Well, not so. Political scientist John Sides did a nice item on trust recently at The Monkey Cage, showing that trust in government fell steadily in the 1960s and early 1970s (no surprise, given Vietnam and Watergate) and since then — in fact, since the mid-1960s — trust in government basically follows the economy.

I’ll confess that I was pretty annoyed too. The “piece”:http://www.nytimes.com/aponline/2010/02/27/us/politics/AP-US-Distrust-On-Display-Analysis.html?_r=1 by Liz Sidoti really didn’t reflect the conversation we had.

”When the economy is doing well, people trust government, they trust Congress and they trust a bunch of other institutions,” said Henry Farrell, a political science professor at George Washington University who has studied the issue. ”When the economy’s doing badly, people’s faith tends to drop.”

But America’s trust in institutions started dropping long before this recession.

Analysts point to the 1960s and 1970s — with the counterculture, Vietnam, Watergate and the rise of the conservative movement — as the beginning of a several-decade slide. TV was in its heyday at the time, with nightly newscasts showing the imperfections of institutions, particularly government, more than ever before.

”Hand in hand, the rise of television also accompanied the rise in mistrust of institutions. That isn’t to say one caused the other, but they’re very much in a symbiotic relationship,” said Robert Thompson, a Syracuse University professor of television who studies popular culture.

The juxtaposition here strongly suggests to readers that I was simply arguing that the current decline in trust was a product of the recent recession, and that I didn’t say anything at all about historical trends. But not only did I make it quite clear that the relationship between trust and economic growth was one that had stretched over several decades, I emailed her a link to “John’s post with a graph”:https://themonkeycage.org/2010/02/what_will_make_people_love_gov.html showing the relationship over time, telling her that this was where she should go for a detailed discussion. And she got the link too, suggested she had read it, and thanked me for it.

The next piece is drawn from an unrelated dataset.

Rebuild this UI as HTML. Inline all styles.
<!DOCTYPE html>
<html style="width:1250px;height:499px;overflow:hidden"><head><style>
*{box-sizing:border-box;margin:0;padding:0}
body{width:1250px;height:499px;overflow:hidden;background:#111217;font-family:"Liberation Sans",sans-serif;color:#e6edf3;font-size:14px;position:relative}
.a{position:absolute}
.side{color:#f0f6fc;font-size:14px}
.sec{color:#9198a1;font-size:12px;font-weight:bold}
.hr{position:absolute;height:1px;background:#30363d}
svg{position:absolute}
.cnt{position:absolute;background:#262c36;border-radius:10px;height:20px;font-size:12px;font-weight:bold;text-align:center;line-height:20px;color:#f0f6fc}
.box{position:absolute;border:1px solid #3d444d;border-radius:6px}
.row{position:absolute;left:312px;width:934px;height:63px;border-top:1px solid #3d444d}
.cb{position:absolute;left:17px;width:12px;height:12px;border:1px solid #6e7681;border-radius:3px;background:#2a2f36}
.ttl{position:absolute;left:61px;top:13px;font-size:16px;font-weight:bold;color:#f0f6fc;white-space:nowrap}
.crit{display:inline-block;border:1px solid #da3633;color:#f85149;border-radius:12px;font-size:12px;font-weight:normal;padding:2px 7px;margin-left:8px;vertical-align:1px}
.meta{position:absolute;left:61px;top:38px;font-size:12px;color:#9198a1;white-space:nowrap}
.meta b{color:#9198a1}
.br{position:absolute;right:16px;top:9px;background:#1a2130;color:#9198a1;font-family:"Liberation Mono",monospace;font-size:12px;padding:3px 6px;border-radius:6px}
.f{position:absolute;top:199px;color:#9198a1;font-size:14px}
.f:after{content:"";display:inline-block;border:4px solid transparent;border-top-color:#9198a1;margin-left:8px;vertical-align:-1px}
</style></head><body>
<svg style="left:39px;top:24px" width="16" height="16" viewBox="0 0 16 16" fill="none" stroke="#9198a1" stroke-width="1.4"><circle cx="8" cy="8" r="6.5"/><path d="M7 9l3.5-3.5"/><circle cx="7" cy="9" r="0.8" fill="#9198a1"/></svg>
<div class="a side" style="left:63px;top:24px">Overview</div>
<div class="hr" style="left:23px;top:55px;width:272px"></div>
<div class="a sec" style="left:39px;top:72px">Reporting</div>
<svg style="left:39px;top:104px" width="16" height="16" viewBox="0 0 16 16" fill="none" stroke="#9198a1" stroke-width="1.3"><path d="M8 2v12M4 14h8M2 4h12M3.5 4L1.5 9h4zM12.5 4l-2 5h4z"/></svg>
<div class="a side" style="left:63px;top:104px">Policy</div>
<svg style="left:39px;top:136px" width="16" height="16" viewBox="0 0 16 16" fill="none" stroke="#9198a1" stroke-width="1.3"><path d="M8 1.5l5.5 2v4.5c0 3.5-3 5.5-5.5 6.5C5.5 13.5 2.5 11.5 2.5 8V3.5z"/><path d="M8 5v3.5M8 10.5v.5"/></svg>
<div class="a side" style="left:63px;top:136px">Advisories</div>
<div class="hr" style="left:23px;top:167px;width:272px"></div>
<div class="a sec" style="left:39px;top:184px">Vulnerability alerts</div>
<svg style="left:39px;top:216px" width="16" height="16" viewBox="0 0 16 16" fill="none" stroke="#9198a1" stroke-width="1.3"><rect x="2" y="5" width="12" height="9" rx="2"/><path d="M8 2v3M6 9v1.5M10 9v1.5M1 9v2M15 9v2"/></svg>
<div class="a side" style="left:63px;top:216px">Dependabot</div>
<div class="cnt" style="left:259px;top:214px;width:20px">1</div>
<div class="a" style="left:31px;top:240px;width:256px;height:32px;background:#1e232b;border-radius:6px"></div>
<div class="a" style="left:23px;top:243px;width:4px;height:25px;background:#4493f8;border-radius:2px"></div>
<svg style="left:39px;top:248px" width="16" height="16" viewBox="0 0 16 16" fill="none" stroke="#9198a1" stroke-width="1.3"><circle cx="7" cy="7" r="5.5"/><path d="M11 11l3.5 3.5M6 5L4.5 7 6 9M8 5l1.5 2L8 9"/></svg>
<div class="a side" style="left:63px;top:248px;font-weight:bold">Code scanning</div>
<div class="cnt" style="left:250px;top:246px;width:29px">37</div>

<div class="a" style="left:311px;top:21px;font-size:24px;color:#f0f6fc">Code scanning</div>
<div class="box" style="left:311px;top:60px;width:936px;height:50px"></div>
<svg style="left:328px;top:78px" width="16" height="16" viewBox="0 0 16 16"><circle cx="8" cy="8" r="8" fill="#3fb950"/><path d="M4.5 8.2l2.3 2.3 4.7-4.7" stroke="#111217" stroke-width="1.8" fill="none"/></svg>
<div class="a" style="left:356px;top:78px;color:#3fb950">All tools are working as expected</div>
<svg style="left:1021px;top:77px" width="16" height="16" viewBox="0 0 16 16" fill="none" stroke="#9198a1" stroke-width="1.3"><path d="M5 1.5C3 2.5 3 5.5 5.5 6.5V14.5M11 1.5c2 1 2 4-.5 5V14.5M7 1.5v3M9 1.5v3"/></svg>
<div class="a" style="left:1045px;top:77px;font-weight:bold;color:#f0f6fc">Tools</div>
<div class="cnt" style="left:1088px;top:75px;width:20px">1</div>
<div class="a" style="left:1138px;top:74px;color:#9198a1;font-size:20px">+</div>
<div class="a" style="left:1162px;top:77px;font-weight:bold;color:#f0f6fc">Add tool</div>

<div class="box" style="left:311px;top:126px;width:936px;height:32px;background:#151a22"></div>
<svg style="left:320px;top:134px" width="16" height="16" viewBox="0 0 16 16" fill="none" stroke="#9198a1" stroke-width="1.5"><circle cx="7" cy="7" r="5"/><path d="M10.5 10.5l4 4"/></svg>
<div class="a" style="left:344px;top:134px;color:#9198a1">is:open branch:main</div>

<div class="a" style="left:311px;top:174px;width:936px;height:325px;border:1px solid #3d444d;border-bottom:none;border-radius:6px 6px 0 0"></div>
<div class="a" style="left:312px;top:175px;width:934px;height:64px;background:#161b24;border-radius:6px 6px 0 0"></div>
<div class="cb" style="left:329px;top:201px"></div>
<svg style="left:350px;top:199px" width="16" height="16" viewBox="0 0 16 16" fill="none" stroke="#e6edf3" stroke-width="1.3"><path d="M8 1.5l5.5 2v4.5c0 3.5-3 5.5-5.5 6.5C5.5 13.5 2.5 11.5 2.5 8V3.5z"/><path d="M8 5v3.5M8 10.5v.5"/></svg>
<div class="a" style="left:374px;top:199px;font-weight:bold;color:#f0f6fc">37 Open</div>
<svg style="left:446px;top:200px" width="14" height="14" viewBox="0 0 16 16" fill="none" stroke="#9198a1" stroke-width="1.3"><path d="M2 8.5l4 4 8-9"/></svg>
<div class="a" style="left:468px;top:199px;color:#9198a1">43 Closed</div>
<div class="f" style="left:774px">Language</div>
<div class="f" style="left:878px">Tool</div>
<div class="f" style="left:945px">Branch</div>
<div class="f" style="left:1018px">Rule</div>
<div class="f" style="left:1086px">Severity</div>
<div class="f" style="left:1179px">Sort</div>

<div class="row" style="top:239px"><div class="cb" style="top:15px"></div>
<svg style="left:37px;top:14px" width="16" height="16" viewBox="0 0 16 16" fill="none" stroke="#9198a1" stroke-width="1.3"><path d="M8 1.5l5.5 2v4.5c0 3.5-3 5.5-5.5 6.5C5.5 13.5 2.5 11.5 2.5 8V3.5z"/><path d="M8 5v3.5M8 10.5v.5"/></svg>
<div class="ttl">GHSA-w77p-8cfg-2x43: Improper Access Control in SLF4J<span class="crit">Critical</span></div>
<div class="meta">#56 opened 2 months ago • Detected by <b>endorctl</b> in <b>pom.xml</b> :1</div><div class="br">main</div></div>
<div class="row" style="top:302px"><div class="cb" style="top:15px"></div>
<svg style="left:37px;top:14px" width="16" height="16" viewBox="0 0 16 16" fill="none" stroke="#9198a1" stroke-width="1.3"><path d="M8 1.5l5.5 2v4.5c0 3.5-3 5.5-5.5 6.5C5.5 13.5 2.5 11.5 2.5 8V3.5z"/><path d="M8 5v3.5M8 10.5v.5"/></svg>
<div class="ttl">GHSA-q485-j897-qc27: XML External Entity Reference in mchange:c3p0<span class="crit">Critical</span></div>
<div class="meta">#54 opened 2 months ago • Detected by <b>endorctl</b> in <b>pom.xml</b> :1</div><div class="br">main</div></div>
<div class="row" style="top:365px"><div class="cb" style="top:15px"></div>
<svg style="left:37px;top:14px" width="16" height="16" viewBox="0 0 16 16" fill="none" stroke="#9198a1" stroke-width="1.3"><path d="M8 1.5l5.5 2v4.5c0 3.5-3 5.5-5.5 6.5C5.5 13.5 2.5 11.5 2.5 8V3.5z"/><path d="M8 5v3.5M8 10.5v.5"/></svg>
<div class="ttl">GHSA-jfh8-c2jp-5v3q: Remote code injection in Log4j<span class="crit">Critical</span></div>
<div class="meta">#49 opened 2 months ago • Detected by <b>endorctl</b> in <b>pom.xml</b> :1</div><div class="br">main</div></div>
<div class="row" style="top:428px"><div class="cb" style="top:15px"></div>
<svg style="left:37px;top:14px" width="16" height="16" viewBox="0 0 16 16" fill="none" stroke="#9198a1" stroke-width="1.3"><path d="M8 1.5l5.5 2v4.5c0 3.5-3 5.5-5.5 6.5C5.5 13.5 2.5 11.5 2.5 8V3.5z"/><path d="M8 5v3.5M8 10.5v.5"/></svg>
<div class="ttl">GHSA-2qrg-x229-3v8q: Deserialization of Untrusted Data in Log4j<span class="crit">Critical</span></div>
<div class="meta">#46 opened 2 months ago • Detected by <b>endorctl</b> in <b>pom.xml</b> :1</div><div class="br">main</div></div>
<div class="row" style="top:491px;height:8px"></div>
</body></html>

I don’t want to bag on her too much – she seemed both nice and genuinely intellectually curious on the phone. Still, the story – as it was printed – didn’t seem to really reflect the debate, or my summary of it. I can understand how the political science take on this makes for a poor journalistic story – it suggests that the debate about how trust is declining today is a non-issue. She doesn’t have to be convinced by this argument – perhaps she found the professor of television studies made a more compelling case. Also, perhaps, she doesn’t have the statistical training to understand what variance is etc – journalists come from a wide variety of educational backgrounds. But at the least she could have accurately reported what I said, and why I said it. Instead, she used a distorted version of my argument as a throwaway to set up her main argument about the evils of TV, the horrible things that are likely to result from declining trust, etc etc. I should also say that this is not an unique experience -half the time when a journalist calls me, he or she already has a strong idea of what I ‘ought’ to say to make his or her pre-cooked story work, and makes that emphatically clear either in the interview, or in how he or she uses my quotes in the story afterwards (or, more often, doesn’t use my quotes – I get the impression of an implicit political economy in which academics or experts who conform to the script get rewarded with media coverage).